What you have to do. Restate the listing that follows word for word, without its pictures.

·····

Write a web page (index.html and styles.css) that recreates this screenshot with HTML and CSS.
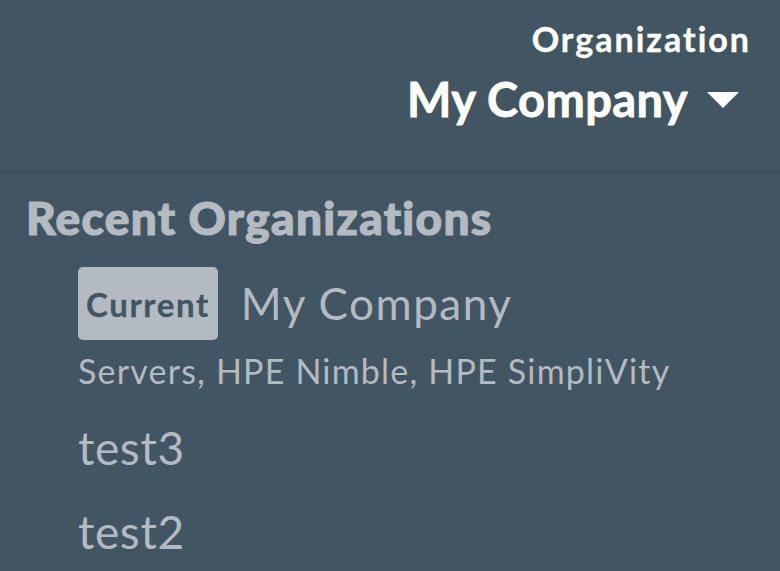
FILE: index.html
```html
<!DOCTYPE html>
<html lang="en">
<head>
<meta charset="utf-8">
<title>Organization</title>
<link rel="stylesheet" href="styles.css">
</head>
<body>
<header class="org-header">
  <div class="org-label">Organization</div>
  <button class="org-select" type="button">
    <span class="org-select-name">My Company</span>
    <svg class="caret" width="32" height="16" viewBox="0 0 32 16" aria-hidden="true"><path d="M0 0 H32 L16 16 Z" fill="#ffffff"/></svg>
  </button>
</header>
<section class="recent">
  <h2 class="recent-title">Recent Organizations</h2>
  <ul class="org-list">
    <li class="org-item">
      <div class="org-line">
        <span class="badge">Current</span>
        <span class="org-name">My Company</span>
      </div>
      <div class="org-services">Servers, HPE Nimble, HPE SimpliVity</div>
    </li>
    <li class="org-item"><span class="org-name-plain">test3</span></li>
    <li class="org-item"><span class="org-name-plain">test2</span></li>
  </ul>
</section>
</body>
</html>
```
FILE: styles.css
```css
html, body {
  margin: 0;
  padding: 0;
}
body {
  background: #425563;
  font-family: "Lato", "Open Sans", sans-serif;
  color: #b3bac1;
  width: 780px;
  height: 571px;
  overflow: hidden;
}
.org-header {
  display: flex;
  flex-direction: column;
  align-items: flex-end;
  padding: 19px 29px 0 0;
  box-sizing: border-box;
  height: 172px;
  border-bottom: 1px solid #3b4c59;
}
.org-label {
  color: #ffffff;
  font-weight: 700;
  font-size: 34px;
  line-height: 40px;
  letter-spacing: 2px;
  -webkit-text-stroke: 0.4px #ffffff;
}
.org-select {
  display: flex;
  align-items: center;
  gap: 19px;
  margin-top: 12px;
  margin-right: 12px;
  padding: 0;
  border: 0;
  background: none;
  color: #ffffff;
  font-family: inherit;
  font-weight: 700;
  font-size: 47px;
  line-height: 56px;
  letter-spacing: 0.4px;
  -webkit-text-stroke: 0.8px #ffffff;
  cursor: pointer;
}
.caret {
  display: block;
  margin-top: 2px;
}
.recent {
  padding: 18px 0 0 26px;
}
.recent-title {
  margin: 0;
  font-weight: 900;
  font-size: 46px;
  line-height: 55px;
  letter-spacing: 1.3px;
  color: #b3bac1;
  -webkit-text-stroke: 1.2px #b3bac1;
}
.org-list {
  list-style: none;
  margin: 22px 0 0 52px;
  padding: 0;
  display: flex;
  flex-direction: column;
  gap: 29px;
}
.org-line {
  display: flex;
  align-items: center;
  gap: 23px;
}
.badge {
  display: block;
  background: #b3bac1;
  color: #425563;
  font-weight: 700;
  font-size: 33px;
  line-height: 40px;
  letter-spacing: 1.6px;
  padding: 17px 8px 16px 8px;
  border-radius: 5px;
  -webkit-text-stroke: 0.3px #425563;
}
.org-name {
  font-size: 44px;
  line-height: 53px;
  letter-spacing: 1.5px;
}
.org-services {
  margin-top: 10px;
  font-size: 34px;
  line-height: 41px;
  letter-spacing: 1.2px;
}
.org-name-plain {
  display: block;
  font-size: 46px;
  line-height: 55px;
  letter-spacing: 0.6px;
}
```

·····

Solution to this task.
Write a web page (index.html and styles.css) that recreates this screenshot with HTML and CSS.
FILE: index.html
```html
<!DOCTYPE html>
<html lang="en">
<head>
<meta charset="utf-8">
<title>Organization</title>
<link rel="stylesheet" href="styles.css">
</head>
<body>
<header class="org-header">
  <div class="org-label">Organization</div>
  <button class="org-select" type="button">
    <span class="org-select-name">My Company</span>
    <svg class="caret" width="32" height="16" viewBox="0 0 32 16" aria-hidden="true"><path d="M0 0 H32 L16 16 Z" fill="#ffffff"/></svg>
  </button>
</header>
<section class="recent">
  <h2 class="recent-title">Recent Organizations</h2>
  <ul class="org-list">
    <li class="org-item">
      <div class="org-line">
        <span class="badge">Current</span>
        <span class="org-name">My Company</span>
      </div>
      <div class="org-services">Servers, HPE Nimble, HPE SimpliVity</div>
    </li>
    <li class="org-item"><span class="org-name-plain">test3</span></li>
    <li class="org-item"><span class="org-name-plain">test2</span></li>
  </ul>
</section>
</body>
</html>
```
FILE: styles.css
```css
html, body {
  margin: 0;
  padding: 0;
}
body {
  background: #425563;
  font-family: "Lato", "Open Sans", sans-serif;
  color: #b3bac1;
  width: 780px;
  height: 571px;
  overflow: hidden;
}
.org-header {
  display: flex;
  flex-direction: column;
  align-items: flex-end;
  padding: 19px 29px 0 0;
  box-sizing: border-box;
  height: 172px;
  border-bottom: 1px solid #3b4c59;
}
.org-label {
  color: #ffffff;
  font-weight: 700;
  font-size: 34px;
  line-height: 40px;
  letter-spacing: 2px;
  -webkit-text-stroke: 0.4px #ffffff;
}
.org-select {
  display: flex;
  align-items: center;
  gap: 19px;
  margin-top: 12px;
  margin-right: 12px;
  padding: 0;
  border: 0;
  background: none;
  color: #ffffff;
  font-family: inherit;
  font-weight: 700;
  font-size: 47px;
  line-height: 56px;
  letter-spacing: 0.4px;
  -webkit-text-stroke: 0.8px #ffffff;
  cursor: pointer;
}
.caret {
  display: block;
  margin-top: 2px;
}
.recent {
  padding: 18px 0 0 26px;
}
.recent-title {
  margin: 0;
  font-weight: 900;
  font-size: 46px;
  line-height: 55px;
  letter-spacing: 1.3px;
  color: #b3bac1;
  -webkit-text-stroke: 1.2px #b3bac1;
}
.org-list {
  list-style: none;
  margin: 22px 0 0 52px;
  padding: 0;
  display: flex;
  flex-direction: column;
  gap: 29px;
}
.org-line {
  display: flex;
  align-items: center;
  gap: 23px;
}
.badge {
  display: block;
  background: #b3bac1;
  color: #425563;
  font-weight: 700;
  font-size: 33px;
  line-height: 40px;
  letter-spacing: 1.6px;
  padding: 17px 8px 16px 8px;
  border-radius: 5px;
  -webkit-text-stroke: 0.3px #425563;
}
.org-name {
  font-size: 44px;
  line-height: 53px;
  letter-spacing: 1.5px;
}
.org-services {
  margin-top: 10px;
  font-size: 34px;
  line-height: 41px;
  letter-spacing: 1.2px;
}
.org-name-plain {
  display: block;
  font-size: 46px;
  line-height: 55px;
  letter-spacing: 0.6px;
}
```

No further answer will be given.